- Capital: Nikopol in modern day Bulgaria
- • Battle of Nicopolis: 1396
- • Disestablished: 1878
| Preceded by | Succeeded by |
| / Tsardom of Vidin | Principality of Bulgaria / |
- Today part of: Bulgaria

= Sanjak of Nicopolis =

Administrative division of the Ottoman Empire

The Sanjak of Nicopolis (Никополски санджак Nikopolski sandzhak, Niğbolu Sancağı) was a sanjak in the Ottoman Empire, with Nikopol in modern Bulgaria as its administrative centre. It was established out of the territories of the Tsardom of Vidin, after the Battle of Nicopolis in 1396.

== Administration ==

The earliest defter of the Sanjak of Nicopolis is composed in the mid-15th century. One group of scholars dated this defter to 1430 while another group of scholars dated it to 1479/1480. This was the first Ottoman defter which mentioned the Romani people, who lived in 431 households, or 3.5 percent of households in this sanjak.
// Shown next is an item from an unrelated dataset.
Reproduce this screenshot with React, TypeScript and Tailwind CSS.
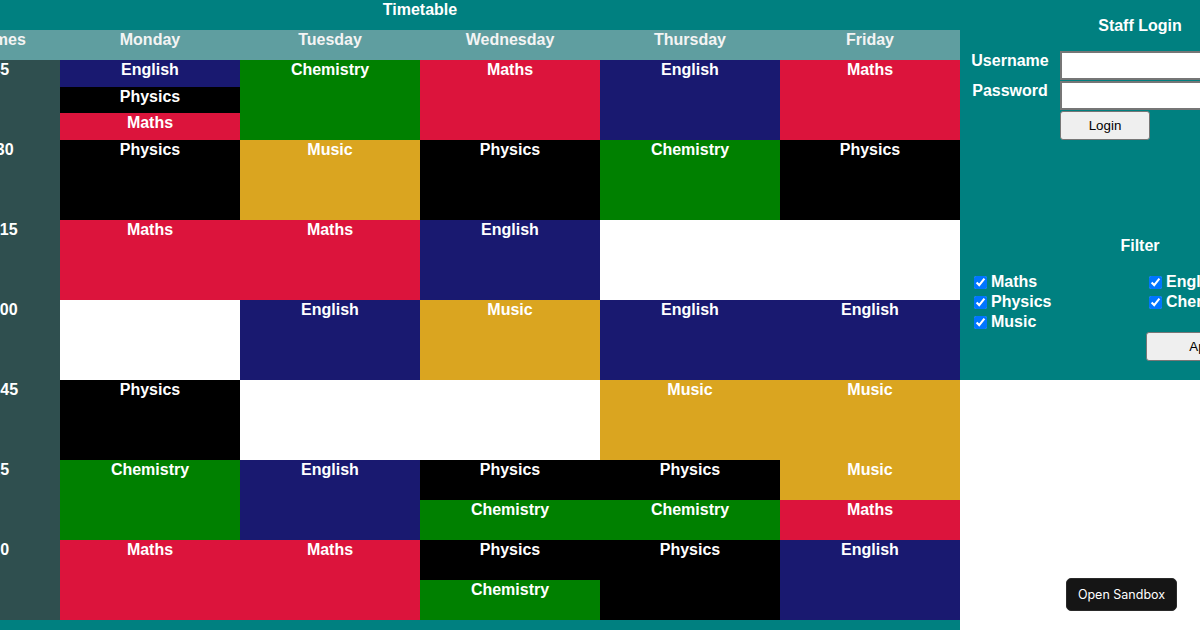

=== Administrative division ===
In the collected notes of Evliya Çelebi (mid-17th century) the Sanjak of Nicopolis with 20 ziamets and 244 timars and income of 40,000 aspres was mentioned as one of 24 Ottoman sanjaks in Rumelia. In the mid-19th century it had 15 kadiluks.

=== Sanjak-beys ===
Bulgarian historian Rusi Stojkov believed that Skanderbeg was mentioned in 1430 Ottoman defter as a sanjak-bey of the Sanjak of Nicopolis. According to this view he was appointed to this position shortly after being chosen for the position of sanjak-bey of the Sanjak of Dibra. Halil İnalcık explained that for Skanderbeg, "this was a big promotion as Nikopol was one of the largest sanjaks of European Turkey". Strashimir Dimitrov dated this defter to 1479–80 and believed that the Iskander Bey mentioned in it was not Skanderbeg but some other person who was mirliva of Nicopolis.

During the reign of Sultan Murad II the sanjak-bey was Mehmed Bey, a son of Firuz Bey.

In March 1834 Husseyn Pasha was appointed as sanjak-bey of the Sanjak of Nicopolis and Sanjak of Vidin.

== Economy ==

The Sanjak of Nicopolis was one of six Ottoman sanjaks with most developed shipbuilding (besides sanjaks of Smederevo, Vidin, Požega, Zvornik and Mohač).